↓↓↓

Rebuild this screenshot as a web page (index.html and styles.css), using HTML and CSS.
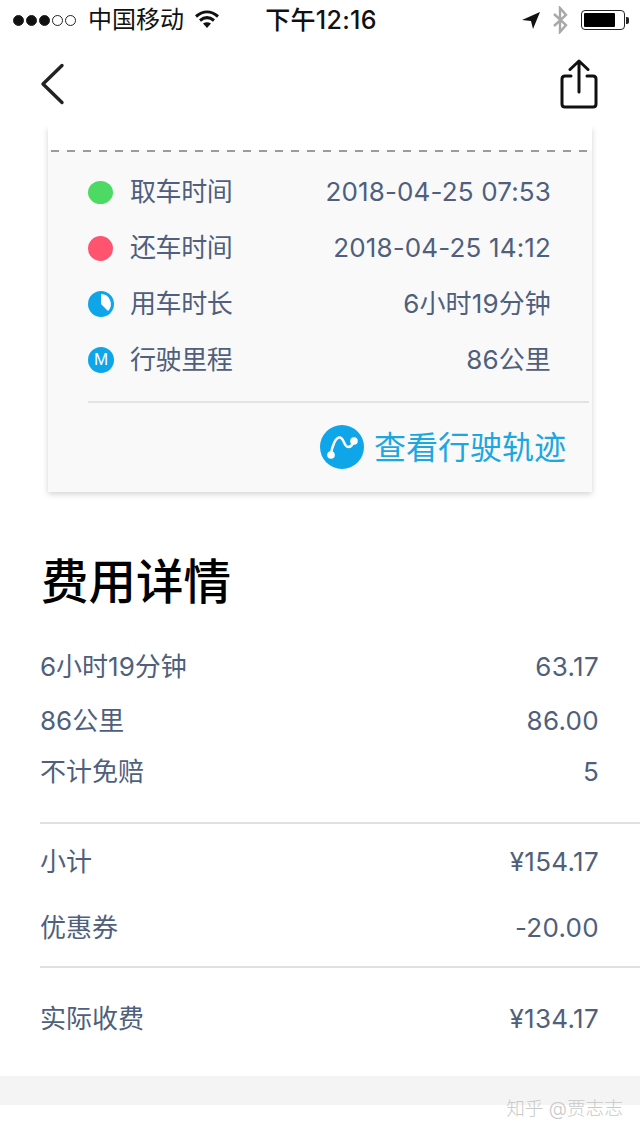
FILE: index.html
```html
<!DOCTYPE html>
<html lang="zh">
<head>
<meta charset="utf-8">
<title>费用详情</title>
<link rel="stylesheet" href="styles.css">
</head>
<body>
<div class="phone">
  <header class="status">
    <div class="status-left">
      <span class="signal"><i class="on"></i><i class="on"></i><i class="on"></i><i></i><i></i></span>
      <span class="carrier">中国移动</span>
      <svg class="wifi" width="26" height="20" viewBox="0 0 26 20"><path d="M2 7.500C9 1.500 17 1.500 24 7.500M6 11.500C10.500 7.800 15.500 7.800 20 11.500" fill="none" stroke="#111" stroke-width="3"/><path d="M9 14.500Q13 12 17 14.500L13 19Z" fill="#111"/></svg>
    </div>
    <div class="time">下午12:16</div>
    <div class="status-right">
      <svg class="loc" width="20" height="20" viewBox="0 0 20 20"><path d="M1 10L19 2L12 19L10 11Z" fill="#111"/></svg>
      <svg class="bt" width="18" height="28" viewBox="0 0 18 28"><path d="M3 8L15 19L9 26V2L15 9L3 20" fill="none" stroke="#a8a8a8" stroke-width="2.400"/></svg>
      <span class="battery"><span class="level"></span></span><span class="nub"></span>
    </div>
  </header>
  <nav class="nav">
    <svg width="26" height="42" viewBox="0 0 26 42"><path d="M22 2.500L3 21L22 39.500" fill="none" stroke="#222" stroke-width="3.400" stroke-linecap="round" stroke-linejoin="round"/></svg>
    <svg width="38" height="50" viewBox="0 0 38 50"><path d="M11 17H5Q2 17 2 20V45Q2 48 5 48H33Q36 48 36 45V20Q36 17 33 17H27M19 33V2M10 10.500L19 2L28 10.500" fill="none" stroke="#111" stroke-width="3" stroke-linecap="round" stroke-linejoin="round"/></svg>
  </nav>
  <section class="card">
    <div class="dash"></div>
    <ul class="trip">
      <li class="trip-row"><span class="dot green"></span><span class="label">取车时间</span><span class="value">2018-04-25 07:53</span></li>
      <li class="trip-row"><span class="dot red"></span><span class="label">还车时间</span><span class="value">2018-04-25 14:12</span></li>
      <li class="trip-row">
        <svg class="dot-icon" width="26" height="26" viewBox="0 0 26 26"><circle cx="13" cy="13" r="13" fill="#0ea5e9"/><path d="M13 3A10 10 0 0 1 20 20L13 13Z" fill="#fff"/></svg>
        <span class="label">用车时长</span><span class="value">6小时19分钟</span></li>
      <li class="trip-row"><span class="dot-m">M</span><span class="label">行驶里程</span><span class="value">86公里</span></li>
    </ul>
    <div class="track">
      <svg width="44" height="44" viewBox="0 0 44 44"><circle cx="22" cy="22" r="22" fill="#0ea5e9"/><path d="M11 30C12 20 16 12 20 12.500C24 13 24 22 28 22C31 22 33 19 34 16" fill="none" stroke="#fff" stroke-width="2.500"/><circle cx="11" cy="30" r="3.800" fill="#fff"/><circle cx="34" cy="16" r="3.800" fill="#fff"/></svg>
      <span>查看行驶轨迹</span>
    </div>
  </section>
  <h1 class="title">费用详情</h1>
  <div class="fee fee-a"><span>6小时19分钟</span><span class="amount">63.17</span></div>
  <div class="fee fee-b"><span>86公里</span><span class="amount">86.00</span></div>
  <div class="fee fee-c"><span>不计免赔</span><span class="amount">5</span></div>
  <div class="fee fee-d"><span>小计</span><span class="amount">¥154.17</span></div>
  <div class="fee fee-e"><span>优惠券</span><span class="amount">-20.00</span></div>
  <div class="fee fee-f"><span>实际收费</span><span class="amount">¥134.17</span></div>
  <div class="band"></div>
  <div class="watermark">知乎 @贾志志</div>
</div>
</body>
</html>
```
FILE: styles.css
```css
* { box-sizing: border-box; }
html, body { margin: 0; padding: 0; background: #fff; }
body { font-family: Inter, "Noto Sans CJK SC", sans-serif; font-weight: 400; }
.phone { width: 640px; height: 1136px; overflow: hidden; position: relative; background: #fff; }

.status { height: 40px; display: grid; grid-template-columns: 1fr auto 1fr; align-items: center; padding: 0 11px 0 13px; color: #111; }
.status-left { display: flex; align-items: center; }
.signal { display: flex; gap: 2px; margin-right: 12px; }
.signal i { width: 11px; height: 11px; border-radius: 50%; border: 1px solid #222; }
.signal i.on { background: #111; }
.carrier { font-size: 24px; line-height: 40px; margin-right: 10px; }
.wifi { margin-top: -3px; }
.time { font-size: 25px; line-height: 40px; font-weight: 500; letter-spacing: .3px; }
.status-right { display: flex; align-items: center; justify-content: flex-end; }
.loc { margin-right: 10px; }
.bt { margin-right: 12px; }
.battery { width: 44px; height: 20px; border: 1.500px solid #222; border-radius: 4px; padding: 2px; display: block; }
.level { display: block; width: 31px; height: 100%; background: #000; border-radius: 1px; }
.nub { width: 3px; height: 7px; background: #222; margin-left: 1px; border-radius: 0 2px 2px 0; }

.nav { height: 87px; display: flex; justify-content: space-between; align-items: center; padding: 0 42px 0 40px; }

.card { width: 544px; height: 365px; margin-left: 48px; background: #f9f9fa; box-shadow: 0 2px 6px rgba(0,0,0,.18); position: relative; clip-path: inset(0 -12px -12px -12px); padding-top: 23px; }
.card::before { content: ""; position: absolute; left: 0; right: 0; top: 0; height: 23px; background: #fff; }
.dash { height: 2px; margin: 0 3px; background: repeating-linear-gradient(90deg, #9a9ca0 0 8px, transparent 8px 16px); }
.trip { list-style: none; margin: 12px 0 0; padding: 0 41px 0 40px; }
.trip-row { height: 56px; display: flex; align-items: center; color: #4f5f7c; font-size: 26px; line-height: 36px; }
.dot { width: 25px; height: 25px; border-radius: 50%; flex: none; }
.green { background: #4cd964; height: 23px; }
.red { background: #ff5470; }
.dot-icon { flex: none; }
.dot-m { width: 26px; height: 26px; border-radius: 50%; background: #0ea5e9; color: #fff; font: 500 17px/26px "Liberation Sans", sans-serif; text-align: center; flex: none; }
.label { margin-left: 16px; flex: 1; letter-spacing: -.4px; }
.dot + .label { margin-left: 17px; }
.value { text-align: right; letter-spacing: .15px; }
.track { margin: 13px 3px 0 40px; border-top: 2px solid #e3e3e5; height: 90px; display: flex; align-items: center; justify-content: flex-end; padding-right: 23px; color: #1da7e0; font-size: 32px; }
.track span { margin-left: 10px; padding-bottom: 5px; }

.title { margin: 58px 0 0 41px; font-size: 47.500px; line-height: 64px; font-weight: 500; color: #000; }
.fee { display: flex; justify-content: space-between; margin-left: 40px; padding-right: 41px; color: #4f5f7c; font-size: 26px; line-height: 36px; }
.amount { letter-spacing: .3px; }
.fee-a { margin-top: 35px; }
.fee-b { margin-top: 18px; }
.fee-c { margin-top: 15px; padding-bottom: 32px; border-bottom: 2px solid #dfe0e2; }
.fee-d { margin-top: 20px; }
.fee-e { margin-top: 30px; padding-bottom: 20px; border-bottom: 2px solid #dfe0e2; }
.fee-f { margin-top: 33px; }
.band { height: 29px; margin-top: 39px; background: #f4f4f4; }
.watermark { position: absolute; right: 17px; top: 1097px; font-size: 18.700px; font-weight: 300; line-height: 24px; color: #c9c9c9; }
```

↑↑↑

* Instruction
Copy each line of the listing in which the word "styles" can be found.

* Correct response
Rebuild this screenshot as a web page (index.html and styles.css), using HTML and CSS.
<link rel="stylesheet" href="styles.css">
FILE: styles.css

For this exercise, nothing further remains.